Nesses quantitativos, a maioria das denúncias é contra a PMDF, como excesso de violência no Carnaval, em fevereiro; chute no rosto de homem abordado no Guará, em março; agressões de um tenente-coronel contra um motoboy, no mesmo mês; agressão contra idoso de 73 anos em São Sebastião, em maio; abordagens truculentas na Rodoviária do Plano Piloto e mais.

 

Neste mês de novembro, casos polêmicos emblemáticos tomaram o noticiário nacional no DF, em São Paulo e no Rio de Janeiro, por exemplo. Dia 9, policiais militares entraram, sem autorização dos donos, em uma casa de Brasília, buscando por um suspeito de tráfico de drogas, e executaram o cachorro da família. Nem o indivíduo procurado nem qualquer substância ilegal foram encontrados no local.

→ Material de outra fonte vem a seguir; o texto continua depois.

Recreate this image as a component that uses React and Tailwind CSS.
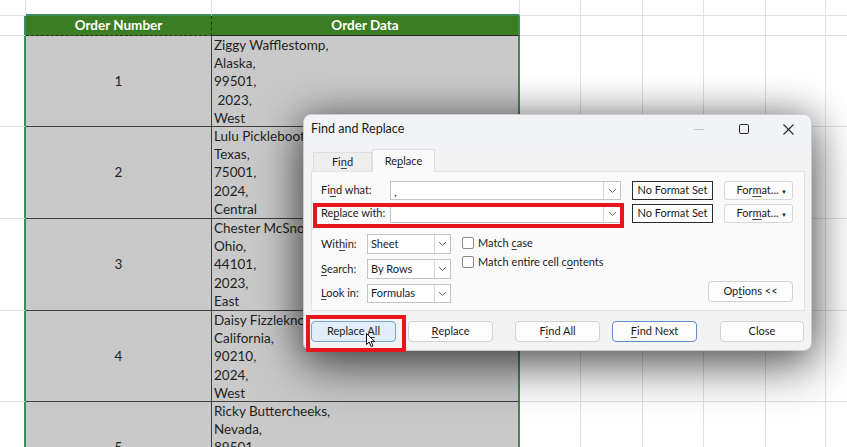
import React from "react";

const GREEN = "border-r-[#3d8c5c]";
const rightCols = ["w-[61px]", "w-[62px]", "w-[61px]", "w-[62px]", "w-[60px]", "w-[62px]"];

function RightCells() {
  return rightCols.map((w, i) => (
    <div key={i} className={`${w} shrink-0 h-full border-r border-b border-[#e1e1e1]`} />
  ));
}

const rows = [
  { n: "1", h: "h-[91px]", lines: ["Ziggy Wafflestomp,", "Alaska,", "99501,", " 2023,", "West"] },
  { n: "2", h: "h-[92px]", lines: ["Lulu Pickleboots,", "Texas,", "75001,", "2024,", "Central"] },
  { n: "3", h: "h-[92px]", lines: ["Chester McSnorkel,", "Ohio,", "44101,", "2023,", "East"] },
  { n: "4", h: "h-[91px]", lines: ["Daisy Fizzleknots,", "California,", "90210,", "2024,", "West"] },
  { n: "5", h: "h-[92px]", lines: ["Ricky Buttercheeks,", "Nevada,", "89501,", "2023,", "West"] },
];

function Chevron() {
  return (
    <svg width="9" height="6" viewBox="0 0 9 6" fill="none">
      <path d="M1 1l3.5 3.5L8 1" stroke="#6b6b6b" strokeWidth="1" />
    </svg>
  );
}

function ComboInput({ w, value }) {
  return (
    <div className={`${w} h-full flex bg-white border border-[#c4c4c4]`}>
      <div className="flex-1 pl-[3px] flex items-end pb-[1px] leading-none text-[12px]">{value}</div>
      <div className="w-[17px] border-l border-[#d6d6d6] flex items-center justify-center">
        <Chevron />
      </div>
    </div>
  );
}

function Select({ value }) {
  return (
    <div className="w-[84px] h-full flex bg-white border border-[#c4c4c4]">
      <div className="flex-1 pl-[3px] flex items-center">{value}</div>
      <div className="w-[16px] border-l border-[#d6d6d6] flex items-center justify-center">
        <Chevron />
      </div>
    </div>
  );
}

function U({ children }) {
  return <span className="underline underline-offset-2 decoration-[#444]">{children}</span>;
}

function Btn({ w, children, kind }) {
  const cls =
    kind === "primary"
      ? "bg-[#e1edf8] border-[#77a6d8]"
      : kind === "focus"
      ? "bg-[#fdfdfd] border-[#5d8fd0]"
      : "bg-[#fdfdfd] border-[#d2d2d2]";
  return (
    <div className={`${w} h-[21px] rounded-[4px] border ${cls} flex items-center justify-center shrink-0 whitespace-pre`}>
      {children}
    </div>
  );
}

function Dialog() {
  return (
    <div className="absolute left-[303px] top-[114px] w-[509px] h-[237px] rounded-[8px] bg-[#f3f3f3] border border-[#cccccc] shadow-[0_0_36px_rgba(0,0,0,0.35),0_16px_50px_rgba(0,0,0,0.55)] flex flex-col text-[11px] text-[#1b1b1b] font-['Lato',sans-serif]">
      {/* title bar */}
      <div className="h-[34px] flex items-center pl-[7px] pb-[6px] rounded-t-[8px] bg-[#f1f3f6]">
        <span className="text-[12.5px] text-[#1a1a1a]">Find and Replace</span>
        <div className="ml-auto flex items-center h-full">
          <div className="w-[45px] flex justify-center">
            <div className="w-[10px] h-px bg-[#c8c8c8]" />
          </div>
          <div className="w-[45px] flex justify-center">
            <div className="w-[10px] h-[10px] border border-[#2b2b2b] rounded-[2px]" />
          </div>
          <div className="w-[45px] flex justify-center">
            <svg width="11" height="11" viewBox="0 0 11 11">
              <path d="M0.5 0.5l10 10M10.5 0.5l-10 10" stroke="#2b2b2b" strokeWidth="1.1" />
            </svg>
          </div>
        </div>
      </div>
      {/* tabs */}
      <div className="h-[22px] flex items-end pl-[9px]">
        <div className="w-[59px] h-[19px] bg-[#eeeeee] border border-b-0 border-[#dedede] flex items-center justify-center">
          Fi<U>n</U>d
        </div>
        <div className="relative z-10 -mb-px w-[63px] h-[23px] bg-[#fafafa] border border-b-0 border-[#dedede] flex items-center justify-center">
          Re<U>p</U>lace
        </div>
      </div>
      {/* panel */}
      <div className="ml-[7px] w-[494px] h-[140px] bg-[#fafafa] border border-[#e2e2e2] pt-[9px] pl-[9px] flex flex-col">
        <div className="h-[19px] flex items-center">
          <div className="w-[69px]">
            Fi<U>n</U>d what:
          </div>
          <ComboInput w="w-[231px]" value="," />
          <div className="ml-[11px] w-[81px] h-full border border-[#2b2b2b] bg-white flex items-center justify-center">
            No Format Set
          </div>
          <div className="ml-[11px] w-[69px] h-full rounded-[3px] border border-[#d8d8d8] bg-[#fdfdfd] flex items-center justify-center relative">
            <span className="pr-[2px]">
              For<U>m</U>at...
            </span>
            <span className="absolute right-[5px] text-[6px] top-[5px]">▼</span>
          </div>
        </div>
        <div className="mt-[4px] h-[19px] flex items-center">
          <div className="w-[69px]">
            Re<U>p</U>lace with:
          </div>
          <ComboInput w="w-[231px]" value="" />
          <div className="ml-[11px] w-[81px] h-full border border-[#2b2b2b] bg-white flex items-center justify-center">
            No Format Set
          </div>
          <div className="ml-[11px] w-[69px] h-full rounded-[3px] border border-[#d8d8d8] bg-[#fdfdfd] flex items-center justify-center relative">
            <span className="pr-[2px]">
              For<U>m</U>at...
            </span>
            <span className="absolute right-[5px] text-[6px] top-[5px]">▼</span>
          </div>
        </div>
        <div className="mt-[11px] flex">
          <div className="flex flex-col gap-[5px]">
            <div className="h-[20px] flex items-center">
              <div className="w-[46px]">
                Wit<U>h</U>in:
              </div>
              <Select value="Sheet" />
            </div>
            <div className="h-[20px] flex items-center">
              <div className="w-[46px]">
                <U>S</U>earch:
              </div>
              <Select value="By Rows" />
            </div>
            <div className="h-[19px] flex items-center">
              <div className="w-[46px]">
                <U>L</U>ook in:
              </div>
              <Select value="Formulas" />
            </div>
          </div>
          <div className="ml-[11px] pt-[3px] flex flex-col gap-[7px]">
            <div className="flex items-center h-[12px]">
              <div className="w-[12px] h-[12px] rounded-[2px] border border-[#8c8c8c] bg-white" />
              <span className="ml-[4px] whitespace-pre">
                {"Match "}<U>c</U>ase
              </span>
            </div>
            <div className="flex items-center h-[12px]">
              <div className="w-[12px] h-[12px] rounded-[2px] border border-[#8c8c8c] bg-white" />
              <span className="ml-[4px] whitespace-pre">
                {"Match entire cell c"}<U>o</U>ntents
              </span>
            </div>
          </div>
          <div className="ml-auto mr-[11px] self-end mb-[1px] w-[85px] h-[21px] rounded-[4px] border border-[#d2d2d2] bg-[#fdfdfd] flex items-center justify-center">
            Op<U>t</U>ions &lt;&lt;
          </div>
        </div>
      </div>
      {/* buttons */}
      <div className="mt-[10px] ml-[7px] flex">
        <Btn w="w-[85px]" kind="primary">
          {"Replace "}<U>A</U>ll
        </Btn>
        <div className="ml-[12px]">
          <Btn w="w-[85px]">
            <U>R</U>eplace
          </Btn>
        </div>
        <div className="ml-[22px]">
          <Btn w="w-[85px]">
            F<U>i</U>{"nd All"}
          </Btn>
        </div>
        <div className="ml-[12px]">
          <Btn w="w-[85px]" kind="focus">
            <U>F</U>{"ind Next"}
          </Btn>
        </div>
        <div className="ml-[23px]">
          <Btn w="w-[84px]">Close</Btn>
        </div>
      </div>
      {/* red highlight boxes */}
      <div className="absolute left-[9px] top-[88px] w-[311px] h-[25px] border-[4px] border-[#e8151c] pointer-events-none" />
      <div className="absolute left-[2px] top-[200px] w-[100px] h-[37px] border-[4px] border-[#e8151c] pointer-events-none" />
      {/* cursor */}
      <svg className="absolute left-[62px] top-[218px]" width="10" height="15" viewBox="0 0 10 15">
        <path d="M0.5 0.5 L0.5 11.5 L3.2 9 L5.2 13.6 L7 12.8 L5.1 8.4 L8.6 8.4 Z" fill="#ffffff" stroke="#111" strokeWidth="1" />
      </svg>
    </div>
  );
}

export default function App() {
  return (
    <div className="relative w-[847px] h-[447px] overflow-hidden bg-white font-['Lato',sans-serif] text-[#1f1f1f]">
      <div className="flex flex-col">
        {/* top row */}
        <div className="h-[16px] flex">
          <div className="w-[26px] shrink-0 h-full border-r border-b border-[#e1e1e1]" />
          <div className="w-[186px] shrink-0 h-full border-r border-r-[#e1e1e1] border-b-2 border-b-[#3d8c5c]" />
          <div className="w-[308px] shrink-0 h-full border-r border-r-[#e1e1e1] border-b-2 border-b-[#3d8c5c]" />
          <RightCells />
        </div>
        {/* header row */}
        <div className="h-[20px] flex">
          <div className={`w-[26px] shrink-0 h-full border-b border-b-[#e1e1e1] border-r-2 ${GREEN}`} />
          <div className="w-[186px] shrink-0 h-full bg-[#3b7d23] border-r border-dashed border-r-[#1c3510] border-b border-b-[#2a2a2a] flex items-center justify-center text-white font-bold text-[13.5px]">
            Order Number
          </div>
          <div className={`w-[308px] shrink-0 h-full bg-[#3b7d23] border-b border-b-[#2a2a2a] border-r-2 ${GREEN} flex items-center justify-center text-white font-bold text-[13.5px]`}>
            Order Data
          </div>
          <RightCells />
        </div>
        {rows.map((r) => (
          <div key={r.n} className={`${r.h} flex`}>
            <div className={`w-[26px] shrink-0 h-full border-b border-b-[#e1e1e1] border-r-2 ${GREEN}`} />
            <div className="w-[186px] shrink-0 h-full bg-[#c9c9c9] border-r border-b border-[#404040] flex items-center justify-center text-[13.5px]">
              {r.n}
            </div>
            <div className={`w-[308px] shrink-0 h-full bg-[#c9c9c9] border-b border-b-[#404040] border-r-2 ${GREEN} pl-[2px] text-[13.5px] leading-[18.2px] overflow-hidden`}>
              {r.lines.map((l, i) => (
                <div key={i} className="whitespace-pre">
                  {l}
                </div>
              ))}
            </div>
            <RightCells />
          </div>
        ))}
      </div>
      <Dialog />
    </div>
  );
}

Dia 12, uma policial militar fardada se negou a ajudar um jovem negro que estava sob a mira de uma arma de fogo em São Paulo. Ela aparece em um vídeo, revelado pelo site Ponte Jornalismo, se omitindo, dizendo que estava de folga e até chutando o rapaz quando ele se aproxima. Dia 15, um PM acabou preso em flagrante após atirar e matar um outro policial militar no Rio de Janeiro. O assassinato aconteceu após discussão em um bar dentro de um condomínio residencial.